I don't claim to know Arenas. Like so many others, I've always enjoyed him from afar for his lightness of being. But looking backward, perhaps it was a sign of trouble. That lightness now looks like an empty vessel that he fills up with whatever version of a self pleases him in the moment, or that he finds expedient. This season alone, we have seen Strictly Business Gilbert and Vow of Silence Gilbert morph into Chattering Gilbert and Unstoppable Twittering Gilbert. He contradicts his own statements, one day he expresses regret for bad judgment and the next he's got nothing to be remorseful about.
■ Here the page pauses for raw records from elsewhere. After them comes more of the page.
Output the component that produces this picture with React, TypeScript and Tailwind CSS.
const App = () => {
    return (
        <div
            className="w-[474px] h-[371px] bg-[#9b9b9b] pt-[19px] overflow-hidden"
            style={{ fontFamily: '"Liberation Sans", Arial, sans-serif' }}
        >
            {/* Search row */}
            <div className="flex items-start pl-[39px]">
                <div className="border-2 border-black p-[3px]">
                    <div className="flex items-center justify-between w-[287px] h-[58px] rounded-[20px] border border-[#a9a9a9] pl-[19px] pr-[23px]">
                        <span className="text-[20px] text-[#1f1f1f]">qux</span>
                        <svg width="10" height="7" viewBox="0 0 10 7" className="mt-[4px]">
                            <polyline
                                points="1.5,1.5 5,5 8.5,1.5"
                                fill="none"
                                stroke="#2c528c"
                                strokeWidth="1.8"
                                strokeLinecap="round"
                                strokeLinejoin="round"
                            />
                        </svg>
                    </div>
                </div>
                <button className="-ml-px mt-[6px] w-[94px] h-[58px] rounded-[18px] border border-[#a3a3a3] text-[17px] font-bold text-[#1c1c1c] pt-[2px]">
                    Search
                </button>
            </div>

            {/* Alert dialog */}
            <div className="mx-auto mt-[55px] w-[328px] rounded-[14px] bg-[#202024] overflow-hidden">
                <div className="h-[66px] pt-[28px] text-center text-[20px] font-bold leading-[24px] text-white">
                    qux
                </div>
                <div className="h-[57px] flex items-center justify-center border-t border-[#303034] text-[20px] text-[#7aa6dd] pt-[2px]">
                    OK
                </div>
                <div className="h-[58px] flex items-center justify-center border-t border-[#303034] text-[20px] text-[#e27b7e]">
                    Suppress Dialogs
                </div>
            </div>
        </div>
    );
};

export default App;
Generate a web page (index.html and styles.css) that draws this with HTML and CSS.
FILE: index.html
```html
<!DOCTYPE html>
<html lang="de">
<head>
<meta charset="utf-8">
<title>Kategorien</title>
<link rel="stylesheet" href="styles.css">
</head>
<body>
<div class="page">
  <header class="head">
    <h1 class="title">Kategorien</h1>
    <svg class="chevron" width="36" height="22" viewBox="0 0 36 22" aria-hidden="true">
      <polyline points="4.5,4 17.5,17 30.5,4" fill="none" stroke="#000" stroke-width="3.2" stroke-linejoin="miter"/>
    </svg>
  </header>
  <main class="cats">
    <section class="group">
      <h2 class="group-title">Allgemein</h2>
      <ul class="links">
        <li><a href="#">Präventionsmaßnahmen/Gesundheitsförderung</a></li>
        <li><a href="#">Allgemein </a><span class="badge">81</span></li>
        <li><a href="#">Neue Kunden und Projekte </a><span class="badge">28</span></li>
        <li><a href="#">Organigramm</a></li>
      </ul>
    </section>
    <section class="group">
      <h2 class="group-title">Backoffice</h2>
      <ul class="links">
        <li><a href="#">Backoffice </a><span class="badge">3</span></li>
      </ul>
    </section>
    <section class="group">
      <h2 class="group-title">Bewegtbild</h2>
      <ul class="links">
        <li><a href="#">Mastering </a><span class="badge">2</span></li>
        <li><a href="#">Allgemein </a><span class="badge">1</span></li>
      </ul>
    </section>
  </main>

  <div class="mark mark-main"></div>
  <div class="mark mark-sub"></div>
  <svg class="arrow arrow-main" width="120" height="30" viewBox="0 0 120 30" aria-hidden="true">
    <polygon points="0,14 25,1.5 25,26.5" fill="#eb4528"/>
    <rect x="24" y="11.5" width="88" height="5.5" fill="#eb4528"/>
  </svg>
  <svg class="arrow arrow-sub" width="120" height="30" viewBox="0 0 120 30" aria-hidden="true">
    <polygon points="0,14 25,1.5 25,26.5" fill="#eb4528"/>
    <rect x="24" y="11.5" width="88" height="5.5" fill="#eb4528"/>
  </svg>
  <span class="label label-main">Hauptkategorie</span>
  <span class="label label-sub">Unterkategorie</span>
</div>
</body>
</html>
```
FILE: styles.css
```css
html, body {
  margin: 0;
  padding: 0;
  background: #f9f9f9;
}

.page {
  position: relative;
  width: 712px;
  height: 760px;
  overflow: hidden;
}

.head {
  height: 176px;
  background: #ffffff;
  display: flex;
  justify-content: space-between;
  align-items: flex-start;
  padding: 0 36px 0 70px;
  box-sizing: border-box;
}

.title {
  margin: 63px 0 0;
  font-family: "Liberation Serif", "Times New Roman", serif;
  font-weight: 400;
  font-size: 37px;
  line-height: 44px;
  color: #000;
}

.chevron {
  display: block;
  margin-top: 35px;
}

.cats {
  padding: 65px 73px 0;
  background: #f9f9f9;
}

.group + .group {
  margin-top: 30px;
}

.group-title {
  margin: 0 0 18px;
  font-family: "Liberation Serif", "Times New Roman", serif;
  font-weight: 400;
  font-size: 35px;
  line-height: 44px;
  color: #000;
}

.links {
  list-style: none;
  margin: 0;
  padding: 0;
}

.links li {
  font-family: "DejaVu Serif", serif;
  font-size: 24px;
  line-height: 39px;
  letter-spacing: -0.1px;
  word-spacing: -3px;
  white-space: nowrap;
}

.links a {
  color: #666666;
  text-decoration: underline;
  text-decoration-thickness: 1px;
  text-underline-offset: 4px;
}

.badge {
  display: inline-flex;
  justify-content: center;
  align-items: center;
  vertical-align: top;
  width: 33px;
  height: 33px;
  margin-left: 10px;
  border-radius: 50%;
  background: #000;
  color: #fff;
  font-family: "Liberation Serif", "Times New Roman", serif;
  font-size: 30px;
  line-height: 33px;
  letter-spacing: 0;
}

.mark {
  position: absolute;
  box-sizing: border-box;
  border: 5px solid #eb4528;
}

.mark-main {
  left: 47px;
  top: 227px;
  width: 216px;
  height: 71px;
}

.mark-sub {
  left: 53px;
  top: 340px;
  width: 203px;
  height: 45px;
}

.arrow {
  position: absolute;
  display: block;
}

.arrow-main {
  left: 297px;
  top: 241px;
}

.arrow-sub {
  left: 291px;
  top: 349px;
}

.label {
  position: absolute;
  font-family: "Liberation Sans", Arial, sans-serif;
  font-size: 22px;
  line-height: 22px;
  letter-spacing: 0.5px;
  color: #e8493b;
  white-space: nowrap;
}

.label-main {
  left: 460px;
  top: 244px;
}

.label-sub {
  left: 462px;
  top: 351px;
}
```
The emerging depiction is of a man with sharply veering moods, whose sense of self is highly unstable, and who has yet to adequately address or heal some inner divisions and fractures.

To me, Gilbert Arenas is that loveable troublemaker that you can't just punish even though deep down it's probably the best thing for him. Was he dumb to bring his guns into the Verizon Center? Absolutely. But it's all part of some complicated psychological issues that he's had for a long, long time. Problems that should have been addressed years ago, but because of his basketball talent and natural charisma, were swept under the rug and ignored at times. That being said, I really hope he finds a way to get back into the league (and if Latrell Sprewell got another shot, Gilbert most certainly will, too) because at his peak, Gilbert was spectacular to watch both on and off the floor. As we look back over time, I really believe he will be remembered as one of the revolutionary figures in the NBA post-Jordan, with the way he changed how athletes communicate with their fans.